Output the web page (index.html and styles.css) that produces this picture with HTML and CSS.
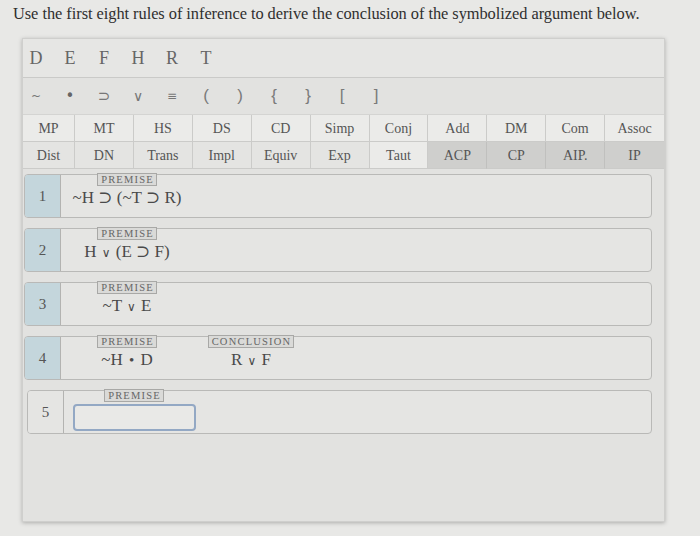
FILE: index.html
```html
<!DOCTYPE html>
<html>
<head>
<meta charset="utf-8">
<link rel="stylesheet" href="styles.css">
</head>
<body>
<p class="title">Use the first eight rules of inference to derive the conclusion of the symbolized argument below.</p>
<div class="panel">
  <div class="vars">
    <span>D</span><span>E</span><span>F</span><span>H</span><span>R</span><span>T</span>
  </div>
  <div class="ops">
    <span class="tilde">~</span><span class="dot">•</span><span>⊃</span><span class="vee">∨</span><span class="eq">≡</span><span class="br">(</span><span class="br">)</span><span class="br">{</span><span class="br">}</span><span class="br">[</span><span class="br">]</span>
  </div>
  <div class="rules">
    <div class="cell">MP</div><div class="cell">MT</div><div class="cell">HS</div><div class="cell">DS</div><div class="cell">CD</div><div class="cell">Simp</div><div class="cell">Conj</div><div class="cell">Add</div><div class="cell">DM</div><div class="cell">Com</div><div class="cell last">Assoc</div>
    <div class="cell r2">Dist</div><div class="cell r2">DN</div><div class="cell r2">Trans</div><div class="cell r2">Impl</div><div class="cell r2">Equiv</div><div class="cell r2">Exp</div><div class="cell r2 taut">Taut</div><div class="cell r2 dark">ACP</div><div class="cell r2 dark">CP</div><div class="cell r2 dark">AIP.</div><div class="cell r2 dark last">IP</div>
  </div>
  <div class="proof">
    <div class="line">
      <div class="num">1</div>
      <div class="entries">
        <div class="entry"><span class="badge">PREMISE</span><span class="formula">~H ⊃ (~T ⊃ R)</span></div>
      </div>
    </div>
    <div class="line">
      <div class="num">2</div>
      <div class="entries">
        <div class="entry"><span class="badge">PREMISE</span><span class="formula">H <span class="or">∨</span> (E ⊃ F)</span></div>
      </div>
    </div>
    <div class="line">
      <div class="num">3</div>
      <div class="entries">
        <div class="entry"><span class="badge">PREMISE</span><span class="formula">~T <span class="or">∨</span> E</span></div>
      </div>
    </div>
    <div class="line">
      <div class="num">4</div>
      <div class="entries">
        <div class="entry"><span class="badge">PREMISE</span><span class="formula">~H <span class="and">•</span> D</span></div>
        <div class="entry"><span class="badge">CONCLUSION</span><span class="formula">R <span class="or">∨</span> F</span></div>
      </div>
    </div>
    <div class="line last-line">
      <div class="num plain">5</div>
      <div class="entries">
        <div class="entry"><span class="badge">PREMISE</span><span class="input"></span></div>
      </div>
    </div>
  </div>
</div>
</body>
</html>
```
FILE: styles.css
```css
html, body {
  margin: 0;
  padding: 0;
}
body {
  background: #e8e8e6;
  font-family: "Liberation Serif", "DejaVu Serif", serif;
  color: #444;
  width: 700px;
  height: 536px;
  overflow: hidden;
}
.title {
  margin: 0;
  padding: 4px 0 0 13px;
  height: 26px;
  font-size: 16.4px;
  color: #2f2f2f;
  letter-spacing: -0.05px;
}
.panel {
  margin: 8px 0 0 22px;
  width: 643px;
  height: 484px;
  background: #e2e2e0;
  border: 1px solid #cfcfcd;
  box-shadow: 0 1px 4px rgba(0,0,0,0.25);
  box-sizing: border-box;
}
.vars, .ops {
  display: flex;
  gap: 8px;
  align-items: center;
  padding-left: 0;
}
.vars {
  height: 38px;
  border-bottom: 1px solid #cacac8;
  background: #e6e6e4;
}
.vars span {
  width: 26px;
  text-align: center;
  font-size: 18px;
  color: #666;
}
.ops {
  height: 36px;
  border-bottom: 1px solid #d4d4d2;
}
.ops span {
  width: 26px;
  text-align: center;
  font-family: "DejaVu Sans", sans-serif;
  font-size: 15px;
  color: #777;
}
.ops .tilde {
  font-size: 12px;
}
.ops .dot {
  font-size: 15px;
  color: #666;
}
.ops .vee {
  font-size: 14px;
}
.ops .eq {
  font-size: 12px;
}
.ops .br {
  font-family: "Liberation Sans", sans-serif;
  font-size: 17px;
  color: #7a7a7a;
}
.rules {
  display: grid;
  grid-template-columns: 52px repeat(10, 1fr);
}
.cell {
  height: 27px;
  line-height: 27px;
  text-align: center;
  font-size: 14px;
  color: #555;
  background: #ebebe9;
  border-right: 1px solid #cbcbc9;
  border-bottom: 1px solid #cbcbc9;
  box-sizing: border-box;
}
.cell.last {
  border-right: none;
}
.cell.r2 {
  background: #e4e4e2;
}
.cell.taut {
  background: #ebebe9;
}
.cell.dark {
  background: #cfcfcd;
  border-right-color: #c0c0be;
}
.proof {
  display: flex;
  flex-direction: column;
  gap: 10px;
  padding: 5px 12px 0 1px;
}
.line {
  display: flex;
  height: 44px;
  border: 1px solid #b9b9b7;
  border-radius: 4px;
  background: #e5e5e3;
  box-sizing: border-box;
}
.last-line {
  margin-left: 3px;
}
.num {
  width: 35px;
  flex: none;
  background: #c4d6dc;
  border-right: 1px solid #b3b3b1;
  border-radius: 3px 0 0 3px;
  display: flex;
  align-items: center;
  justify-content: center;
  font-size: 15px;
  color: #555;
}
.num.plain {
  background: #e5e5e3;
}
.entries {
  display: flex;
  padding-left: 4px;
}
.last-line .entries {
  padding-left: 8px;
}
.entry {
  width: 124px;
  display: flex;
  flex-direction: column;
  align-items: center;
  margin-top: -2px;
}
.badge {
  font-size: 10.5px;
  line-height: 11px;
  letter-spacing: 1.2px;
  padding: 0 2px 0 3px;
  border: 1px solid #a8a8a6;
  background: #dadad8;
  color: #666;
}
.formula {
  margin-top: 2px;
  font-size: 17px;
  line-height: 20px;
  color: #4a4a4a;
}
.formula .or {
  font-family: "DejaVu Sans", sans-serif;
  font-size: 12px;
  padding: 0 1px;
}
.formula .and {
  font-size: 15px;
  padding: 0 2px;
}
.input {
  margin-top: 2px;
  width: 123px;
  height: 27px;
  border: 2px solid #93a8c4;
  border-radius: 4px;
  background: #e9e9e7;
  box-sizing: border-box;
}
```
····················
◆ **Exercise goal**
Pictures are excluded; output everything else in the data verbatim.

◆ **Task output**
Output the web page (index.html and styles.css) that produces this picture with HTML and CSS.
FILE: index.html
```html
<!DOCTYPE html>
<html>
<head>
<meta charset="utf-8">
<link rel="stylesheet" href="styles.css">
</head>
<body>
<p class="title">Use the first eight rules of inference to derive the conclusion of the symbolized argument below.</p>
<div class="panel">
  <div class="vars">
    <span>D</span><span>E</span><span>F</span><span>H</span><span>R</span><span>T</span>
  </div>
  <div class="ops">
    <span class="tilde">~</span><span class="dot">•</span><span>⊃</span><span class="vee">∨</span><span class="eq">≡</span><span class="br">(</span><span class="br">)</span><span class="br">{</span><span class="br">}</span><span class="br">[</span><span class="br">]</span>
  </div>
  <div class="rules">
    <div class="cell">MP</div><div class="cell">MT</div><div class="cell">HS</div><div class="cell">DS</div><div class="cell">CD</div><div class="cell">Simp</div><div class="cell">Conj</div><div class="cell">Add</div><div class="cell">DM</div><div class="cell">Com</div><div class="cell last">Assoc</div>
    <div class="cell r2">Dist</div><div class="cell r2">DN</div><div class="cell r2">Trans</div><div class="cell r2">Impl</div><div class="cell r2">Equiv</div><div class="cell r2">Exp</div><div class="cell r2 taut">Taut</div><div class="cell r2 dark">ACP</div><div class="cell r2 dark">CP</div><div class="cell r2 dark">AIP.</div><div class="cell r2 dark last">IP</div>
  </div>
  <div class="proof">
    <div class="line">
      <div class="num">1</div>
      <div class="entries">
        <div class="entry"><span class="badge">PREMISE</span><span class="formula">~H ⊃ (~T ⊃ R)</span></div>
      </div>
    </div>
    <div class="line">
      <div class="num">2</div>
      <div class="entries">
        <div class="entry"><span class="badge">PREMISE</span><span class="formula">H <span class="or">∨</span> (E ⊃ F)</span></div>
      </div>
    </div>
    <div class="line">
      <div class="num">3</div>
      <div class="entries">
        <div class="entry"><span class="badge">PREMISE</span><span class="formula">~T <span class="or">∨</span> E</span></div>
      </div>
    </div>
    <div class="line">
      <div class="num">4</div>
      <div class="entries">
        <div class="entry"><span class="badge">PREMISE</span><span class="formula">~H <span class="and">•</span> D</span></div>
        <div class="entry"><span class="badge">CONCLUSION</span><span class="formula">R <span class="or">∨</span> F</span></div>
      </div>
    </div>
    <div class="line last-line">
      <div class="num plain">5</div>
      <div class="entries">
        <div class="entry"><span class="badge">PREMISE</span><span class="input"></span></div>
      </div>
    </div>
  </div>
</div>
</body>
</html>
```
FILE: styles.css
```css
html, body {
  margin: 0;
  padding: 0;
}
body {
  background: #e8e8e6;
  font-family: "Liberation Serif", "DejaVu Serif", serif;
  color: #444;
  width: 700px;
  height: 536px;
  overflow: hidden;
}
.title {
  margin: 0;
  padding: 4px 0 0 13px;
  height: 26px;
  font-size: 16.4px;
  color: #2f2f2f;
  letter-spacing: -0.05px;
}
.panel {
  margin: 8px 0 0 22px;
  width: 643px;
  height: 484px;
  background: #e2e2e0;
  border: 1px solid #cfcfcd;
  box-shadow: 0 1px 4px rgba(0,0,0,0.25);
  box-sizing: border-box;
}
.vars, .ops {
  display: flex;
  gap: 8px;
  align-items: center;
  padding-left: 0;
}
.vars {
  height: 38px;
  border-bottom: 1px solid #cacac8;
  background: #e6e6e4;
}
.vars span {
  width: 26px;
  text-align: center;
  font-size: 18px;
  color: #666;
}
.ops {
  height: 36px;
  border-bottom: 1px solid #d4d4d2;
}
.ops span {
  width: 26px;
  text-align: center;
  font-family: "DejaVu Sans", sans-serif;
  font-size: 15px;
  color: #777;
}
.ops .tilde {
  font-size: 12px;
}
.ops .dot {
  font-size: 15px;
  color: #666;
}
.ops .vee {
  font-size: 14px;
}
.ops .eq {
  font-size: 12px;
}
.ops .br {
  font-family: "Liberation Sans", sans-serif;
  font-size: 17px;
  color: #7a7a7a;
}
.rules {
  display: grid;
  grid-template-columns: 52px repeat(10, 1fr);
}
.cell {
  height: 27px;
  line-height: 27px;
  text-align: center;
  font-size: 14px;
  color: #555;
  background: #ebebe9;
  border-right: 1px solid #cbcbc9;
  border-bottom: 1px solid #cbcbc9;
  box-sizing: border-box;
}
.cell.last {
  border-right: none;
}
.cell.r2 {
  background: #e4e4e2;
}
.cell.taut {
  background: #ebebe9;
}
.cell.dark {
  background: #cfcfcd;
  border-right-color: #c0c0be;
}
.proof {
  display: flex;
  flex-direction: column;
  gap: 10px;
  padding: 5px 12px 0 1px;
}
.line {
  display: flex;
  height: 44px;
  border: 1px solid #b9b9b7;
  border-radius: 4px;
  background: #e5e5e3;
  box-sizing: border-box;
}
.last-line {
  margin-left: 3px;
}
.num {
  width: 35px;
  flex: none;
  background: #c4d6dc;
  border-right: 1px solid #b3b3b1;
  border-radius: 3px 0 0 3px;
  display: flex;
  align-items: center;
  justify-content: center;
  font-size: 15px;
  color: #555;
}
.num.plain {
  background: #e5e5e3;
}
.entries {
  display: flex;
  padding-left: 4px;
}
.last-line .entries {
  padding-left: 8px;
}
.entry {
  width: 124px;
  display: flex;
  flex-direction: column;
  align-items: center;
  margin-top: -2px;
}
.badge {
  font-size: 10.5px;
  line-height: 11px;
  letter-spacing: 1.2px;
  padding: 0 2px 0 3px;
  border: 1px solid #a8a8a6;
  background: #dadad8;
  color: #666;
}
.formula {
  margin-top: 2px;
  font-size: 17px;
  line-height: 20px;
  color: #4a4a4a;
}
.formula .or {
  font-family: "DejaVu Sans", sans-serif;
  font-size: 12px;
  padding: 0 1px;
}
.formula .and {
  font-size: 15px;
  padding: 0 2px;
}
.input {
  margin-top: 2px;
  width: 123px;
  height: 27px;
  border: 2px solid #93a8c4;
  border-radius: 4px;
  background: #e9e9e7;
  box-sizing: border-box;
}
```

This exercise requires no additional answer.